Il était un homme exceptionnel, un grand militant, un homme de conviction, généreux et actif à l’échelle régionale et nationale. Il a rempli, tout au long de sa vie, différentes fonctions:
• Professeur de philosophie: Mahmoud Ben Jemâa a enseigné dans les lycées et à la Faculté des Lettres et Sciences Humaines de Sfax;
• Inspecteur principal, puis inspecteur général de l’éducation en philosophie: Mahmoud Ben Jemâa a encadré et a aidé les nouveaux enseignants de philosophie dans tous les lycées du sud tunisien (Direction Régionale d’Enseignement de Sfax, de Gabès, de Kébili, de Médenine, de Sidi Bouzid, de Gafsa et de Tozeur) et a participé activement au renouvellement des contenus des programmes et des méthodes d’enseignement de cette discipline. Chaque semaine, il se déplaçait dans diverses régions pour des visites d’inspection et d’assistance pédagogique. Il organisait également des séances de stage pour les enseignants débutants et des journées de formation continue pour tous les professeurs de philosophie.

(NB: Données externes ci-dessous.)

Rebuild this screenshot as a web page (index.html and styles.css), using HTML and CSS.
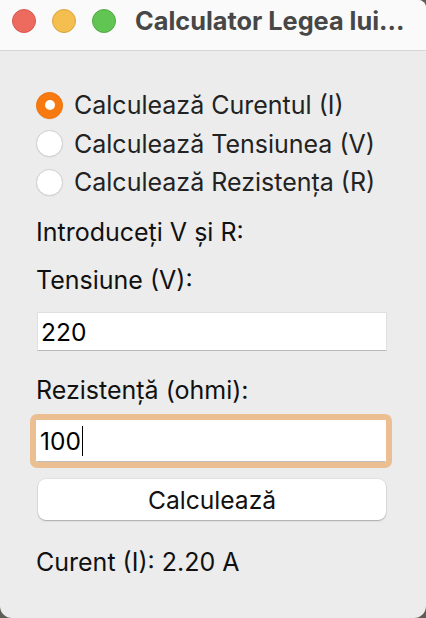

• Traducteur rigoureux et fidèle aux textes d’origine depuis les années 1970: Mahmoud Ben Jemâa a traduit une quinzaine de livres en arabe comme les œuvres de Jean-Jacques Rousseau, de Robert Blanché, de Julia Kristeva, de Luc Ferry, etc. Je cite comme exemple «La Plus belle histoire de la philosophie» de Luc Ferry (Beyrouth, Tunis, Le Caire, Dar Tanwir, 2015) et «Histoires d’amour» de Julia Kristeva (Beyrouth, Tunis, Dar Tanwir, 2017). Il a aussi traduit en français les poèmes de Abou Kâcem Chebbi, de Nizar Kâbbâni, etc.Le 3 avril 2019, «l’Institut de Traduction de Tunisie» l’a invité dans le cadre de son programme «Un traducteur raconte son expérience de traduction». Il a signalé qu’il pratiquait la traduction «avec défi et plaisir»: «Pour moi, la traduction est une grande passion».
Ses efforts étaient récompensés par «le Prix de traduction arabe» en 2018 pour sa traduction de «Histoires d’amour» de Julia Kristeva.

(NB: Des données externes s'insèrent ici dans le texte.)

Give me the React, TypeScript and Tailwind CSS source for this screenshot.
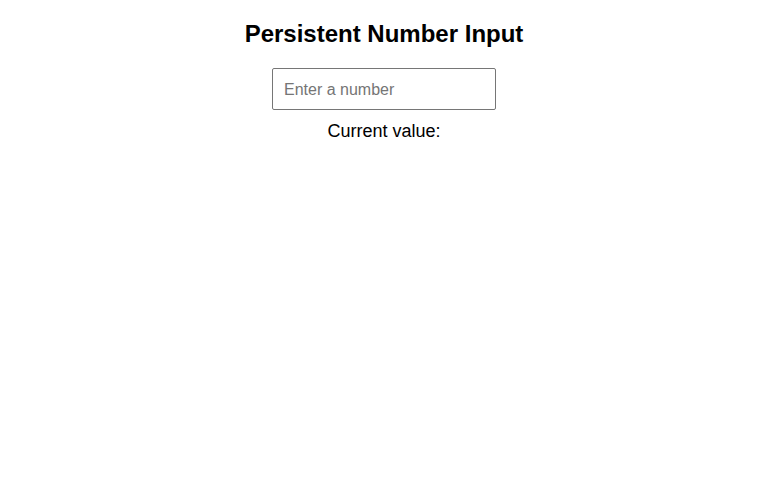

• Essayiste et écrivain: Mahmoud Ben Jemâa a présenté, annoté et commenté en arabe une sélection de textes du «Mouqaddimâ» d’Ibn Khaldoun en 2006 et a publié des essais philosophiques et didactiques en arabe et des recueils de poésie en français comme «Émotions» (113 poèmes, 230 pages, Éditions Arabesques, 2018), «Reflets du cœur» (103 poèmes, 227 pages, Éditions Arabesques, 2019) et «Miroirs, ombres et lumières» (107 poèmes, 203 pages, Éditions Arabesques, 2021).
La prestigieuse Fondation Guido Gozzano a décerné à Mahmoud Ben Jemâa «une Attestation de mérite» en 2014 pour «la richesse de ses œuvres poétiques».

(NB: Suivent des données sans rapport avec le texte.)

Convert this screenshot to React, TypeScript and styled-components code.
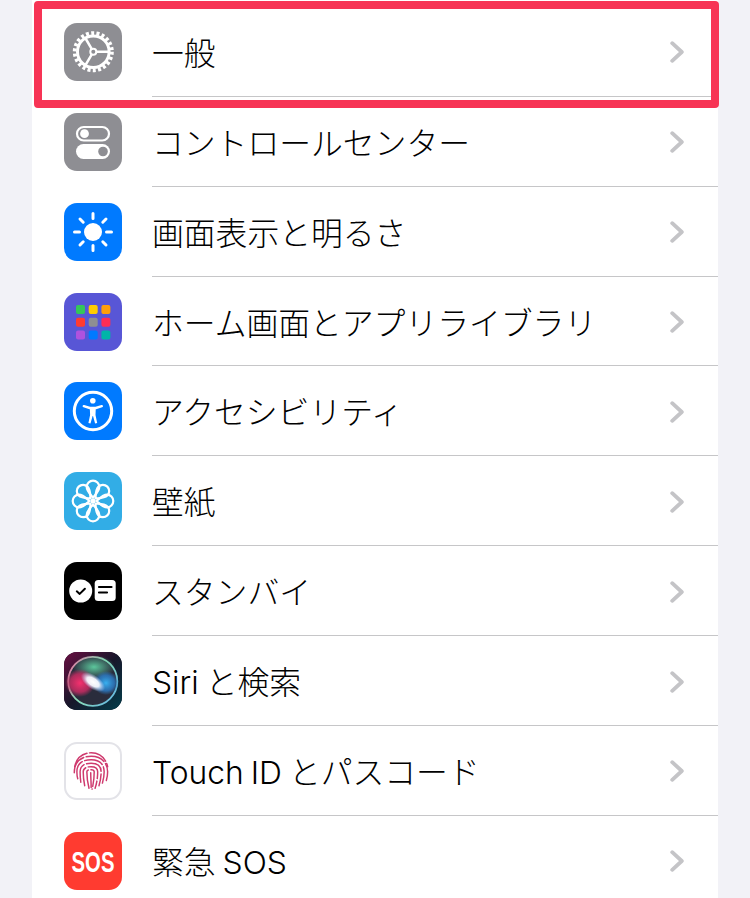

Le trait commun entre ces diverses facettes de Mahmoud Ben Jémâa (le professeur, l’inspecteur, le traducteur, l’essayiste et le poète), c’est son engagement patriotique: il était un défenseur acharné des droits de l’homme et des causes politiques et syndicales justes.Un événement qui m’a beaucoup marqué, c’est quand Mahmoud Ben Jemâa a été invité, le 4 mars 2019, par notre laboratoire Le LARIDIAME, à la Faculté des Lettres et Sciences Humaines de Sfax, après la publication de son recueil de poésie « Émotions ». Il était très ému, presque en larmes. C’est que le Doyen, Monsieur Mohamed Ben Ayed, plusieurs professeurs et des chefs de départements étaient venus assister à cette rencontre et lui ont rendu un vif hommage. Le Directeur du LARIDIAME, le Professeur Mustapha Trabelsi a présenté Mahmoud Ben Jemâa, le penseur et l’écrivain alors que Madame Raoudha Allouch a analysé les caractéristiques thématiques, stylistiques et rhétoriques de son recueil «Émotions».De jeunes étudiants étaient heureux de rencontrer les textes et l’écrivain, Mahmoud Ben Jemâa. Ils ont d’une part déclamé certains poèmes de son recueil « Émotions» en les mettant en scène par le rythme, le volume et la tonalité de leur voix. Ils n’ont pas d’autre part hésité à lui poser de nombreuses questions non seulement sur sa poésie, mais également sur son parcours de penseur, de philosophe et d’homme politique engagé.
Spontanément, Mahmoud Ben Jemâa a expliqué les raisons qui l’ont poussé à choisir la poésie comme moyen d’expression fondamental. La philosophie et la traduction impliquent un effacement du moi et un refoulement de la subjectivité alors qu’il a toujours besoin d’exprimer ses sentiments et ses émotions. La poésie assure le jaillissement d’une parole libre. Il a également parlé de ses multiples combats, de ses sacrifices et des sacrifices des intellectuels progressistes de sa génération et a esquissé l’image de la Tunisie dont il a toujours rêvé depuis son jeune âge: une Tunisie libre, démocratique, prospère fondée sur la justice et l’égalité. A la fin de la rencontre, il a lu plusieurs poèmes qu’il a écrits ou qu’il a traduits. Je cite comme exemple «Martyr» tiré du recueil «Émotions»:
«Martyr»
Morose est le ciel
Quelques rayons de soleil
qui vite s’enfuient
Quelle nostalgie
des jours où il faisait beau
sans peur dans les cœurs!
C’était l’euphorie
d’une liberté conquise
par un peuple uni
On pleure aujourd’hui
le sang d’un martyr
mort pour sa patrie
Qui l’aurait tué?
La haine au nom du sacré
tira sur Chokri
«Non à la violence!»:
c’était le dernier message
d’un glorieux martyr
Tous crient indignés:
A bas ceux qui ont armé
la main du tueur!
«On pleure aujourd’hui», comme le dit Mahmoud Ben Jemâa, la mort d’un ami, d’un frère très cher, on pleure la disparition de Mahmoud Ben Jemâa. Je présente mes sincères condoléances à tous les membres de sa famille, en particulier à ses enfants, Salma, Rached et Slim, à ses collègues et à ses amis qui ont milité avec lui et qui ont partagé les mêmes valeurs patriotiques et le même amour de la Tunisie.